Speaker 0 00:07:23 Yeah. Well let's, let's count, let's count music for the sake of the conversation at least. Yeah,
Speaker 3 00:07:27 I mean, it's, it's short for Mario, if you will, but yeah, I do, I do like music, but I mean just really just talk radio or anything like that, or other audio podcasts. I still don't listen to audio podcasts. Interesting. Even though I have a podcast. Yeah, I'll watch a podcast. I watched video podcasts and I did have a couple video podcasts that I had watched previously starting my own, but yeah, audio only, that was never like my bag. And it probably shows because my early episodes the audio was terrible, so.
Speaker 0 00:07:54 Well, here are some video podcasters that, that you followed.

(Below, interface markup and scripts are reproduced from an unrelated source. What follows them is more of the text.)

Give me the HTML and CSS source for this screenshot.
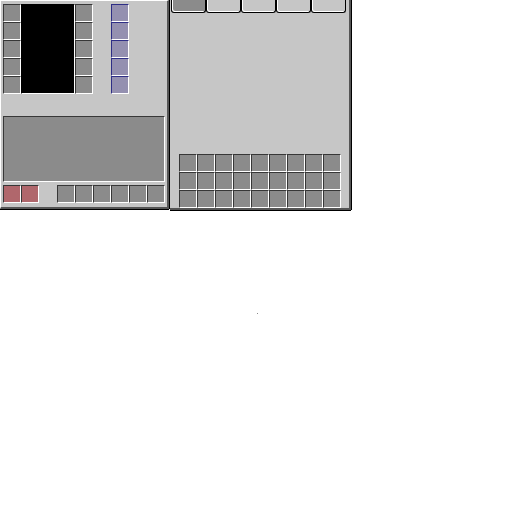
FILE: index.html
```html
<!DOCTYPE html>
<html>
<head>
<meta charset="utf-8">
<link rel="stylesheet" href="styles.css">
</head>
<body>
<div class="gui">
  <div class="panel left">
    <div class="top">
      <div class="col">
        <div class="slot"></div><div class="slot"></div><div class="slot"></div><div class="slot"></div><div class="slot"></div>
      </div>
      <div class="screen"></div>
      <div class="col">
        <div class="slot"></div><div class="slot"></div><div class="slot"></div><div class="slot"></div><div class="slot"></div>
      </div>
      <div class="col blue">
        <div class="slot"></div><div class="slot"></div><div class="slot"></div><div class="slot"></div><div class="slot"></div>
      </div>
    </div>
    <div class="area"></div>
    <div class="bottom">
      <div class="row red">
        <div class="slot"></div><div class="slot"></div>
      </div>
      <div class="row">
        <div class="slot"></div><div class="slot"></div><div class="slot"></div><div class="slot"></div><div class="slot"></div><div class="slot"></div>
      </div>
    </div>
  </div>
  <div class="panel right">
    <div class="tabs">
      <div class="tab active"></div><div class="tab"></div><div class="tab"></div><div class="tab"></div><div class="tab"></div>
    </div>
    <div class="grid">
      <div class="slot"></div><div class="slot"></div><div class="slot"></div><div class="slot"></div><div class="slot"></div><div class="slot"></div><div class="slot"></div><div class="slot"></div><div class="slot"></div>
      <div class="slot"></div><div class="slot"></div><div class="slot"></div><div class="slot"></div><div class="slot"></div><div class="slot"></div><div class="slot"></div><div class="slot"></div><div class="slot"></div>
      <div class="slot"></div><div class="slot"></div><div class="slot"></div><div class="slot"></div><div class="slot"></div><div class="slot"></div><div class="slot"></div><div class="slot"></div><div class="slot"></div>
    </div>
  </div>
</div>
<div class="dot"></div>
</body>
</html>
```
FILE: styles.css
```css
* { box-sizing: border-box; }
html, body { margin: 0; padding: 0; background: #fff; }
body { width: 512px; height: 512px; position: relative; font-family: "Liberation Sans", sans-serif; }

.gui { display: flex; align-items: flex-start; }

.panel { background: #c6c6c6; }

.left {
  width: 169px;
  height: 209px;
  border-left: 1px solid #fff;
  border-top: 1px solid #fff;
  border-right: 2px solid #555;
  border-bottom: 2px solid #555;
  box-shadow: 1px 0 0 #000, 0 1px 0 #000;
  padding: 3px 0 0 2px;
  display: flex;
  flex-direction: column;
}

.right {
  margin-left: 1px;
  width: 181px;
  height: 210px;
  border-right: 2px solid #555;
  border-bottom: 2px solid #555;
  box-shadow: 1px 0 0 #000, 0 1px 0 #000;
  padding: 0 0 0 1px;
  display: flex;
  flex-direction: column;
}

.slot {
  width: 18px;
  height: 18px;
  background: #8b8b8b;
  border-top: 1px solid #373737;
  border-left: 1px solid #373737;
  border-right: 1px solid #fff;
  border-bottom: 1px solid #fff;
}

.top { display: flex; height: 90px; }
.col { display: flex; flex-direction: column; }
.col.blue { margin-left: 18px; }
.col.blue .slot { background: #9490b0; border-top-color: #2e2e86; border-left-color: #2e2e86; }

.screen {
  width: 54px;
  height: 90px;
  background: #000;
  border-top: 1px solid #000;
  border-left: 1px solid #000;
  border-right: 1px solid #fff;
  border-bottom: 1px solid #fff;
}

.area {
  margin-top: 22px;
  width: 162px;
  height: 66px;
  background: #8b8b8b;
  border-top: 1px solid #373737;
  border-left: 1px solid #373737;
  border-right: 1px solid #fff;
  border-bottom: 1px solid #fff;
}

.bottom { margin-top: 3px; display: flex; gap: 18px; }
.row { display: flex; }
.row.red .slot { background: #b0676c; }

.tabs { display: flex; height: 13px; }
.tab {
  width: 35px;
  height: 13px;
  background: #c6c6c6;
  border: 1px solid #000;
  border-top: none;
  border-radius: 0 0 3px 3px;
  box-shadow: inset 1px -1px 0 #fff;
}
.tab.active { background: #8b8b8b; }

.grid {
  margin-top: auto;
  margin-left: 8px;
  display: grid;
  grid-template-columns: repeat(9, 18px);
  grid-auto-rows: 18px;
  width: 162px;
}

.dot {
  position: absolute;
  left: 257px;
  top: 313px;
  width: 1px;
  height: 1px;
  background: #8a8a8a;
}
```
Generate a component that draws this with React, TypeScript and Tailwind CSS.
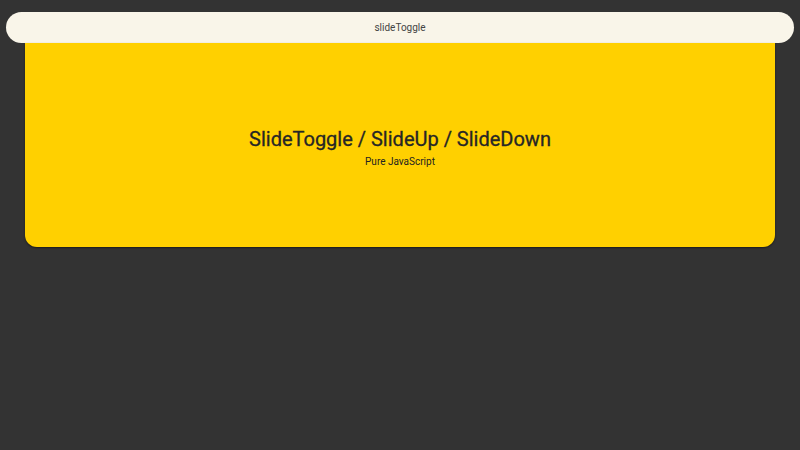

Speaker 3 00:07:58 Uh, my first one that I came across I think was actually Matt dla. Uh, Matt DLA had a show called The Ground Up Show that is no longer going, uh, but I think it had almost like 200 episodes, but I watched that show a lot. Loved it. Um, the Ritual Roll podcast, I'll watch, I'll tune into that occasionally. I don't know if it counts as a podcast, but it's definitely a video interview. So Apple does a series where when artists release an episode, they'll have like an hour long kind of video interview with them talking about the album and the making of the album and their life as they're making the album. And, you know, their early influences that kind of, um, manifested themselves in the album. I really love that. I think, what's his name? I think his name
Speaker 0 00:08:38 Sack. Is that Z Loe? Is that Zane Loe Zane, yes. I like Zane Loe a lot. He's great.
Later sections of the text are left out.